Millions of U.S. residents and about 80,000 residents of Louisiana and Mississippi die every year. That means that even a disaster that kills thousands of people may have only a modest effect on the 2005 mortality rate for the Gulf Coast and a negligible effect on mortality for the country as a whole. But, if Nagin's estimate of loss of life proves to be accurate, Katrina could lead to a temporary increase in claims for insurers that have sold large numbers of policies to Gulf Coast residents.

In related news, life and health insurers are starting to organize to relief efforts.

Thrivent Financial for Lutherans, Minneapolis, a fraternal life insurer, says it expects to start with a commitment of about $3 million for Katrina relief efforts.

Humana Inc., Louisville, Ky., a managed care company with large operations in New Orleans, says it will be donating $1 million to relief efforts and matching employee contributions made before Nov. 1 dollar for dollar.

Humana itself has about 225 employees in the New Orleans area and is just starting to hear from them, company spokeswoman Mary Sellers says.

"We're obviously very concerned about everybody's welfare," Sellers says.

Other companies and industry groups are just starting to hear the accounts of members who have survived Katrina.

"One of our board members [in New Orleans] had to drive 11 hours to find a place to stay," says Jim Edwards, a spokesman for the National Association of Insurance and Financial Advisors, Falls Church, Va.

NAIFA and other insurance groups are recommending that members and associates start by making contributions to the American Red Cross, Washington, and other major relief organizations.

Health insurers also may be able to play a role, by mobilizing customer service representatives to help put displaced Gulf Coast group health plan members in touch with employers or employee assistance programs, says Gus Stieber, a spokesman for Bensinger DuPont & Associates, Chicago, an EAP and work-life benefits firm.
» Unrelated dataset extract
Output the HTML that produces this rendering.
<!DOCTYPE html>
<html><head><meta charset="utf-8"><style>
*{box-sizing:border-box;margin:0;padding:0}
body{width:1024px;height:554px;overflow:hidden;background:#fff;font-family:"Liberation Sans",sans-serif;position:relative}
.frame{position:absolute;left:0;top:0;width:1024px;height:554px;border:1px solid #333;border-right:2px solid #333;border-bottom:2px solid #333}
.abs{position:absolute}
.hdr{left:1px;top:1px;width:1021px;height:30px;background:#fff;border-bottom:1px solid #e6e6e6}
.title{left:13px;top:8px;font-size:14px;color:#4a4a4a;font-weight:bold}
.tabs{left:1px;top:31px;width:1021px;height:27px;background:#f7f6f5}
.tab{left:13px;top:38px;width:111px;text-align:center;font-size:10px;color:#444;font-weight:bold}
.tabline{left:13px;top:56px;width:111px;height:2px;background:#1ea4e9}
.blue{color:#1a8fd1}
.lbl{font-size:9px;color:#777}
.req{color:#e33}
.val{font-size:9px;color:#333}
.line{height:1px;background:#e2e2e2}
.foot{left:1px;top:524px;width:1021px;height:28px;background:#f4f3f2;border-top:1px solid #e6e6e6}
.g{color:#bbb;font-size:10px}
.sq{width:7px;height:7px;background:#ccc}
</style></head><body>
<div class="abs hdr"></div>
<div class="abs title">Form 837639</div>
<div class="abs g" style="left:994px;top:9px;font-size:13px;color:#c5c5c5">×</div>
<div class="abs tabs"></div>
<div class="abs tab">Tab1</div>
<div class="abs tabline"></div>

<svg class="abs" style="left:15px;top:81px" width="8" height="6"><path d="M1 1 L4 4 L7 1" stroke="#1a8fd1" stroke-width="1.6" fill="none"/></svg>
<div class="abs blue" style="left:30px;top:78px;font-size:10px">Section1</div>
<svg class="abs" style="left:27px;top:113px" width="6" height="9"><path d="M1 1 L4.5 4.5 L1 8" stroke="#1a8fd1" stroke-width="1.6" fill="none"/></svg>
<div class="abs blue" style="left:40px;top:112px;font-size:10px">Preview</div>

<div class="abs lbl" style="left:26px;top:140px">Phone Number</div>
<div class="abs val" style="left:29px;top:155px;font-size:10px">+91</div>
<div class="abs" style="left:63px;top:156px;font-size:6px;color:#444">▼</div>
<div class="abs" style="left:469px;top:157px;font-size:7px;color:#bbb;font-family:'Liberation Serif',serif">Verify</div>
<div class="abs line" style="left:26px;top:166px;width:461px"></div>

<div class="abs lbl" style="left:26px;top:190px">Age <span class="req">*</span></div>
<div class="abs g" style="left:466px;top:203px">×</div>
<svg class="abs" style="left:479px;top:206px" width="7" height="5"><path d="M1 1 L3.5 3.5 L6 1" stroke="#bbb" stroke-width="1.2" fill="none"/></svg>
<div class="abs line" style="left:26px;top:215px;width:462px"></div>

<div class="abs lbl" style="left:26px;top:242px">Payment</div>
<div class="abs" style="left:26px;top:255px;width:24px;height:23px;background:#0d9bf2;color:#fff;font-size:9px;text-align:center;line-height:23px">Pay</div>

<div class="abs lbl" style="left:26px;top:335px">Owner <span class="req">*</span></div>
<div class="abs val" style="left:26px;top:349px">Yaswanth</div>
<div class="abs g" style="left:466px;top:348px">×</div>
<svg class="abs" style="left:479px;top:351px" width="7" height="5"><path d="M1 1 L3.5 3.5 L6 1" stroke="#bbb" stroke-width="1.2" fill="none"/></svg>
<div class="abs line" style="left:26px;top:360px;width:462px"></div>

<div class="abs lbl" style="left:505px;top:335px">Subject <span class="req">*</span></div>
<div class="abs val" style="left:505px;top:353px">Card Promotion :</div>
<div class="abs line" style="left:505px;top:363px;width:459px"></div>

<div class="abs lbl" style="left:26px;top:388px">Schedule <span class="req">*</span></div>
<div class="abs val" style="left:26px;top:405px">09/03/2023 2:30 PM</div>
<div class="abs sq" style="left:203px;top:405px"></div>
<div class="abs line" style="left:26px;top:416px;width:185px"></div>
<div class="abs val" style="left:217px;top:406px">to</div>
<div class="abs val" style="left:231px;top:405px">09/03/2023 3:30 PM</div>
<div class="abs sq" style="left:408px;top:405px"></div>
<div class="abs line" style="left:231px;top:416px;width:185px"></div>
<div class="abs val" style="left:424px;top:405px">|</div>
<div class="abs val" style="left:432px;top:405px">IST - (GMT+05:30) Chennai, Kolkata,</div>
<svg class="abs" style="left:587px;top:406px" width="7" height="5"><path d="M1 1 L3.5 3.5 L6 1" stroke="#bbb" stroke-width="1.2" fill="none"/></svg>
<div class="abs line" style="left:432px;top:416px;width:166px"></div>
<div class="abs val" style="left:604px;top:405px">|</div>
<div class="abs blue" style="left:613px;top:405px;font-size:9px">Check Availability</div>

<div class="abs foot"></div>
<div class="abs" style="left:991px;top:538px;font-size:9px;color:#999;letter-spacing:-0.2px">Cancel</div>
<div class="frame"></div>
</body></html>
Today, the offices of some Gulf Coast-based companies are destroyed. In other cases, Gulf Coast locations of national or multiregional companies have been wiped out. Even Gulf Coast facilities that have survived with relatively little damage may lack telephone service and Internet access.
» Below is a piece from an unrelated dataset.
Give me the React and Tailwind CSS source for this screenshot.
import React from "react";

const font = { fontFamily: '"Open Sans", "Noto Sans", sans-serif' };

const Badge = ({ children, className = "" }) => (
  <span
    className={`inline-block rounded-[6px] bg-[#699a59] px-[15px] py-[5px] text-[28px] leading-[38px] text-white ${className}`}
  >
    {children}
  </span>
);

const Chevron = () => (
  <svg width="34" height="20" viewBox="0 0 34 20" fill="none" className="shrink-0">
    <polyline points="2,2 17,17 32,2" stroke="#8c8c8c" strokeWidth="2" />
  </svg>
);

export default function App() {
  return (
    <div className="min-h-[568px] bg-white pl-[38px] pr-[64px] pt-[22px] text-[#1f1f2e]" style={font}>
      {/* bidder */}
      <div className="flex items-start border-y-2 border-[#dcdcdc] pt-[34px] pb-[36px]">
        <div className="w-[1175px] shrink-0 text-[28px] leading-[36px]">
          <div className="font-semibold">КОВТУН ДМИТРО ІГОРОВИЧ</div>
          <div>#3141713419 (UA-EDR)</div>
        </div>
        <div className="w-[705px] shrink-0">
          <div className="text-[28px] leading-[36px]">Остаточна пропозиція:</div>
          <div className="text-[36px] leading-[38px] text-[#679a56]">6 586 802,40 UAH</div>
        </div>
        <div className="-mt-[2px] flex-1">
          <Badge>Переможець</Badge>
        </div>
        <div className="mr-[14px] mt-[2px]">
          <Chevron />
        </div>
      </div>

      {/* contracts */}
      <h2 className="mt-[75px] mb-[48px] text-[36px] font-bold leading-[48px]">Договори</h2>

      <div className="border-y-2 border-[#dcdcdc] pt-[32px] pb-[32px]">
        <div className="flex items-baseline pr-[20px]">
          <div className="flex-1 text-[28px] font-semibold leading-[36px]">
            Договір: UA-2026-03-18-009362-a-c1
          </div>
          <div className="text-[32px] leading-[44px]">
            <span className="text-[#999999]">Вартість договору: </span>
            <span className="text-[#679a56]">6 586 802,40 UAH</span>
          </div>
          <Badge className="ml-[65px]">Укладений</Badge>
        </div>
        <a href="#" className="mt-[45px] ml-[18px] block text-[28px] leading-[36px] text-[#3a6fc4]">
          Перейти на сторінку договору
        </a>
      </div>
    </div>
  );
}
A health insurance company is a natural source of communications assistance for displaced employees, because many employees who have no idea how to reach their employers under current conditions may still have their health insurance cards and health insurance company 800 numbers in their wallets, Stieber says.

At Bensinger DuPont, "we're getting a lot of calls" as a result of Katrina, Stieber says.

Most of the calls have come from client employees in the Biloxi, Miss., area or employees evacuated from the New Orleans area, not from within the devastated New Orleans area, Stieber says.

But Bensinger DuPont put 2 employees of clients who did call from the New Orleans area through to their employers itself, rather than simply giving the employees the contact telephone numbers, Stieber says.

The employees who called from New Orleans had been out of touch for days and might not have had access to working telephones for hours if Bensinger DuPont had advised them to call other telephone numbers, Stieber says.

Many of the employees who are calling have lost everything, and they are asking for help with getting advances on paychecks or other financial assistance, Stieber says.

Stieber notes that one client will be paying to house 75 evacuated employees and their families in Houston for about 3 months.